__Exercise aim__
Only the lines from the one holding "Write a component" to the end should be retyped, exactly, with both ends included and no pictures.

__Records with interface code__

***

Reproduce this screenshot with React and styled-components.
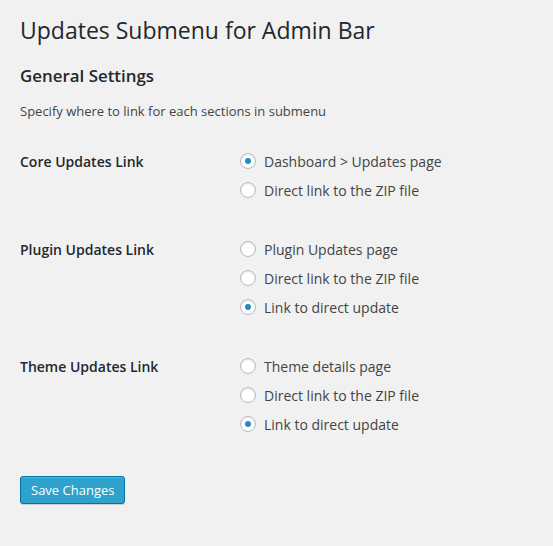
import React, { useState } from "react";
import styled, { createGlobalStyle } from "styled-components";

const GlobalStyle = createGlobalStyle`
  html, body {
    margin: 0;
    padding: 0;
    background: #f1f1f1;
  }
  body {
    font-family: "Open Sans", "Liberation Sans", sans-serif;
    font-size: 13px;
    color: #444;
  }
`;

const Wrap = styled.div`
  padding: 16px 20px 40px 20px;
`;

const Title = styled.h1`
  margin: 0;
  font-size: 23px;
  font-weight: 400;
  line-height: 29px;
  color: #23282d;
`;

const SectionTitle = styled.h3`
  margin: 18.6px 0 0;
  font-size: 16.9px;
  font-weight: 600;
  line-height: 23.8px;
  color: #23282d;
`;

const Description = styled.p`
  margin: 14.6px 0 0;
  font-size: 13px;
  line-height: 19.5px;
  color: #444;
`;

const SettingsTable = styled.div`
  margin-top: 10.6px;
  display: flex;
  flex-direction: column;
`;

const Row = styled.div`
  display: grid;
  grid-template-columns: 220px 1fr;
  padding: 15px 0;
`;

const RowLabel = styled.div`
  font-size: 14px;
  font-weight: 600;
  line-height: 29px;
  color: #23282d;
`;

const Options = styled.div`
  display: flex;
  flex-direction: column;
`;

const Option = styled.label`
  display: block;
  height: 29px;
  font-size: 14px;
  line-height: 29px;
  color: #444;
  cursor: pointer;
  white-space: nowrap;
`;

const Radio = styled.span`
  display: inline-block;
  box-sizing: border-box;
  width: 16px;
  height: 16px;
  margin: -4px 8px 0 0;
  vertical-align: middle;
  border: 1px solid #b4b9be;
  border-radius: 50%;
  background: #fff;
  box-shadow: inset 0 1px 2px rgba(0, 0, 0, 0.1);
  position: relative;

  &::before {
    content: "";
    display: ${(p) => (p.$checked ? "block" : "none")};
    position: absolute;
    left: 4px;
    top: 4px;
    width: 6px;
    height: 6px;
    border-radius: 50%;
    background: #1e8cbe;
  }
`;

const Submit = styled.div`
  margin-top: 21.7px;
`;

const PrimaryButton = styled.button`
  box-sizing: border-box;
  height: 28px;
  padding: 0 10px 1px;
  font-family: "Open Sans", "Liberation Sans", sans-serif;
  font-size: 13px;
  line-height: 26px;
  color: #fff;
  background: #2ea2cc;
  border: 1px solid #0074a2;
  border-radius: 3px;
  box-shadow: inset 0 1px 0 rgba(120, 200, 230, 0.5), 0 1px 0 rgba(0, 0, 0, 0.15);
  cursor: pointer;
`;

const SETTINGS = [
  {
    key: "core",
    label: "Core Updates Link",
    options: ["Dashboard > Updates page", "Direct link to the ZIP file"],
    selected: 0,
  },
  {
    key: "plugin",
    label: "Plugin Updates Link",
    options: ["Plugin Updates page", "Direct link to the ZIP file", "Link to direct update"],
    selected: 2,
  },
  {
    key: "theme",
    label: "Theme Updates Link",
    options: ["Theme details page", "Direct link to the ZIP file", "Link to direct update"],
    selected: 2,
  },
];

const App = () => {
  const [values, setValues] = useState(
    Object.fromEntries(SETTINGS.map((s) => [s.key, s.selected]))
  );

  return (
    <>
      <GlobalStyle />
      <Wrap>
        <Title>Updates Submenu for Admin Bar</Title>
        <SectionTitle>General Settings</SectionTitle>
        <Description>Specify where to link for each sections in submenu</Description>
        <SettingsTable>
          {SETTINGS.map((s) => (
            <Row key={s.key}>
              <RowLabel>{s.label}</RowLabel>
              <Options>
                {s.options.map((opt, i) => (
                  <Option key={opt} onClick={() => setValues({ ...values, [s.key]: i })}>
                    <Radio $checked={values[s.key] === i} />
                    {opt}
                  </Option>
                ))}
              </Options>
            </Row>
          ))}
        </SettingsTable>
        <Submit>
          <PrimaryButton>Save Changes</PrimaryButton>
        </Submit>
      </Wrap>
    </>
  );
};

export default App;
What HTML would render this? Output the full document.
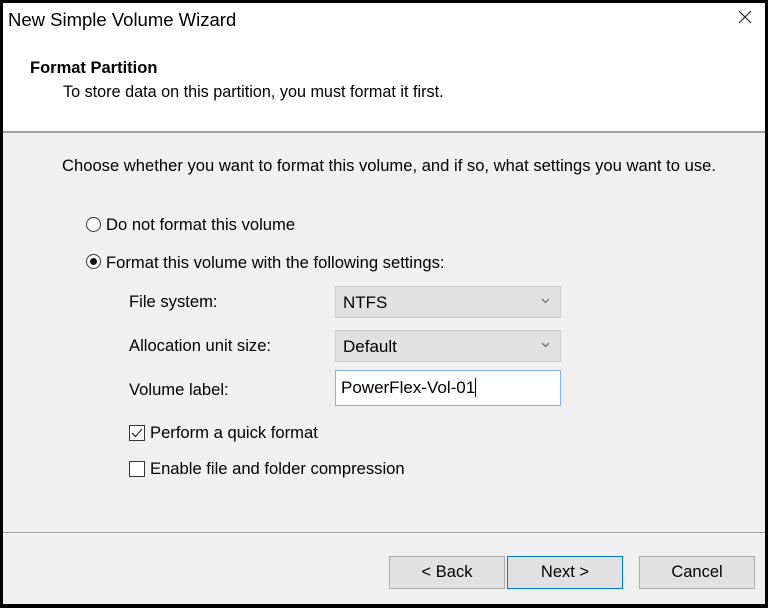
<!DOCTYPE html>
<html><head><style>
*{margin:0;padding:0;box-sizing:border-box}
body{width:768px;height:608px;background:#000;font-family:"Liberation Sans",sans-serif;color:#000;position:relative;overflow:hidden}
.win{position:absolute;left:3px;top:3px;width:762px;height:601px;background:#f0f0f0}
.hdr{position:absolute;left:0;top:0;width:762px;height:130px;background:#fff;border-bottom:2px solid #a0a0a0}
.a{position:absolute;white-space:nowrap;font-size:16.6px}
.sep{position:absolute;left:0;top:529px;width:762px;height:2px;background:#a0a0a0;border-bottom:1px solid #fff}
.dd{position:absolute;left:332px;width:226px;height:32px;background:#e1e1e1;border:1px solid #cdcdcd;font-size:17px;padding:6px 7px}
.dd svg{position:absolute;right:10px;top:11px}
.btn{position:absolute;top:553px;height:33px;background:#e1e1e1;border:1px solid #adadad;font-size:16.5px;text-align:center;line-height:31px}
.rad{position:absolute;width:15px;height:15px;border:1px solid #333;border-radius:50%;background:#fff}
.cb{position:absolute;width:16px;height:16px;border:1px solid #333;background:#fff}
</style></head><body>
<div class="win">
<div class="hdr">
<div class="a" style="left:5px;top:6px;font-size:18.5px">New Simple Volume Wizard</div>
<svg style="position:absolute;left:735px;top:7px" width="14" height="14"><path d="M1 1L13 13M13 1L1 13" stroke="#222" stroke-width="1.2"/></svg>
<div class="a" style="left:27px;top:56px;font-weight:bold;font-size:16.5px">Format Partition</div>
<div class="a" style="left:60px;top:80px;font-size:16.2px">To store data on this partition, you must format it first.</div>
</div>
<div class="a" style="left:59px;top:153px">Choose whether you want to format this volume, and if so, what settings you want to use.</div>
<div class="rad" style="left:83px;top:214px"></div>
<div class="a" style="left:103px;top:212px">Do not format this volume</div>
<div class="rad" style="left:83px;top:251px"><div style="position:absolute;left:3px;top:3px;width:7px;height:7px;border-radius:50%;background:#111"></div></div>
<div class="a" style="left:103px;top:250px">Format this volume with the following settings:</div>
<div class="a" style="left:126px;top:289px">File system:</div>
<div class="a" style="left:126px;top:333px">Allocation unit size:</div>
<div class="a" style="left:126px;top:377px">Volume label:</div>
<div class="dd" style="top:283px">NTFS<svg width="9" height="6"><path d="M1 1L4.5 4.5L8 1" stroke="#555" fill="none"/></svg></div>
<div class="dd" style="top:327px">Default<svg width="9" height="6"><path d="M1 1L4.5 4.5L8 1" stroke="#555" fill="none"/></svg></div>
<div style="position:absolute;left:332px;top:367px;width:226px;height:36px;background:#fff;border:1px solid #7eb4ea;font-size:17px;padding:7px 5px">PowerFlex-Vol-01<span style="display:inline-block;width:1px;height:19px;background:#000;vertical-align:-4px"></span></div>
<div class="cb" style="left:126px;top:422px"><svg width="14" height="14" style="position:absolute;left:0;top:0"><path d="M2 7L5.5 10.5L12 3" stroke="#333" stroke-width="1.3" fill="none"/></svg></div>
<div class="a" style="left:147px;top:420px">Perform a quick format</div>
<div class="cb" style="left:126px;top:458px"></div>
<div class="a" style="left:147px;top:456px">Enable file and folder compression</div>
<div class="sep"></div>
<div class="btn" style="left:386px;width:116px">&lt; Back</div>
<div class="btn" style="left:504px;width:116px;border-color:#0078d7">Next &gt;</div>
<div class="btn" style="left:636px;width:116px">Cancel</div>
</div>
</body></html>
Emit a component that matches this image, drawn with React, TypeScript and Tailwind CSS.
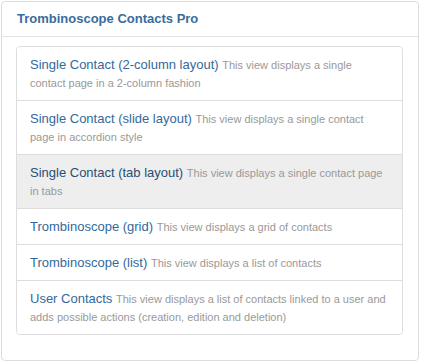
import React from "react";

const items = [
  { t: "Single Contact (2-column layout)", d: "This view displays a single contact page in a 2-column fashion" },
  { t: "Single Contact (slide layout)", d: "This view displays a single contact page in accordion style" },
  { t: "Single Contact (tab layout)", d: "This view displays a single contact page in tabs", active: true },
  { t: "Trombinoscope (grid)", d: "This view displays a grid of contacts" },
  { t: "Trombinoscope (list)", d: "This view displays a list of contacts" },
  { t: "User Contacts", d: "This view displays a list of contacts linked to a user and adds possible actions (creation, edition and deletion)" },
];

export default function App() {
  return (
    <div className="bg-white w-[421px] h-[362px] pt-[1px] pl-[1px]" style={{ fontFamily: '"Liberation Sans", Arial, sans-serif' }}>
      <div className="w-[418px] border border-[#dddddd] rounded-[4px] bg-white">
        <div className="px-[15px] py-[8px] text-[13px] leading-[18px] font-bold text-[#3a6c9b] border-b border-[#e3e3e3]">
          Trombinoscope Contacts Pro
        </div>
        <div className="pt-[9px] pl-[14px] pr-[15px] pb-[25px]">
          <div className="border border-[#dddddd] rounded-[4px] overflow-hidden">
            {items.map((it, i) => (
              <div
                key={i}
                className={
                  "pl-[13px] pr-[12px] pt-[9px] pb-[8px] text-[13px] leading-[18px] " +
                  (i > 0 ? "border-t border-[#dddddd] " : "") +
                  (it.active ? "bg-[#eeeeee] text-[#2a4f72]" : "bg-white text-[#33699c]")
                }
              >
                <span>{it.t}</span>{" "}
                <span className="text-[11px] leading-[16px] text-[#999999]">{it.d}</span>
              </div>
            ))}
          </div>
        </div>
      </div>
    </div>
  );
}
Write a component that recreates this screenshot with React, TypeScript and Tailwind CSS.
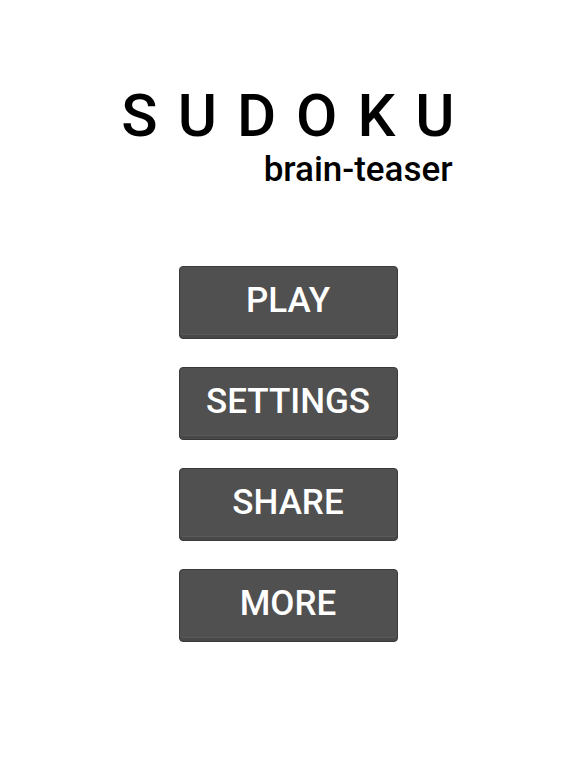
import React from "react";

const buttons = ["PLAY", "SETTINGS", "SHARE", "MORE"];

export default function App() {
  return (
    <div className="w-[576px] h-[768px] bg-white flex flex-col items-center" style={{ fontFamily: "Roboto, 'Liberation Sans', sans-serif" }}>
      <div className="mt-[80px] flex flex-col items-end">
        <div className="text-[60px] leading-[72px] font-medium text-black tracking-[20px] mr-[-20px]">SUDOKU</div>
        <div className="text-[35px] leading-[40px] font-medium text-black mt-[-2px] mr-[2px]">brain-teaser</div>
      </div>
      <div className="mt-[76px] flex flex-col gap-[28px]">
        {buttons.map((b) => (
          <div
            key={b}
            className="w-[219px] h-[73px] rounded-[4px] bg-[#505050] border border-[#3a3a3a] shadow-[inset_0_-3px_0_#484848,inset_0_-4px_0_#5a5a5a] flex items-center justify-center pb-[3px] text-white text-[35px] font-medium"
          >
            {b}
          </div>
        ))}
      </div>
    </div>
  );
}
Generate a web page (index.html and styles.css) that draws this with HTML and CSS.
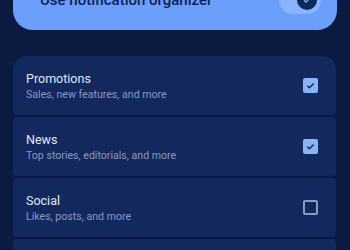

***

__Output for this task__
Write a component that recreates this screenshot with React, TypeScript and Tailwind CSS.
import React from "react";

const buttons = ["PLAY", "SETTINGS", "SHARE", "MORE"];

export default function App() {
  return (
    <div className="w-[576px] h-[768px] bg-white flex flex-col items-center" style={{ fontFamily: "Roboto, 'Liberation Sans', sans-serif" }}>
      <div className="mt-[80px] flex flex-col items-end">
        <div className="text-[60px] leading-[72px] font-medium text-black tracking-[20px] mr-[-20px]">SUDOKU</div>
        <div className="text-[35px] leading-[40px] font-medium text-black mt-[-2px] mr-[2px]">brain-teaser</div>
      </div>
      <div className="mt-[76px] flex flex-col gap-[28px]">
        {buttons.map((b) => (
          <div
            key={b}
            className="w-[219px] h-[73px] rounded-[4px] bg-[#505050] border border-[#3a3a3a] shadow-[inset_0_-3px_0_#484848,inset_0_-4px_0_#5a5a5a] flex items-center justify-center pb-[3px] text-white text-[35px] font-medium"
          >
            {b}
          </div>
        ))}
      </div>
    </div>
  );
}
Generate a web page (index.html and styles.css) that draws this with HTML and CSS.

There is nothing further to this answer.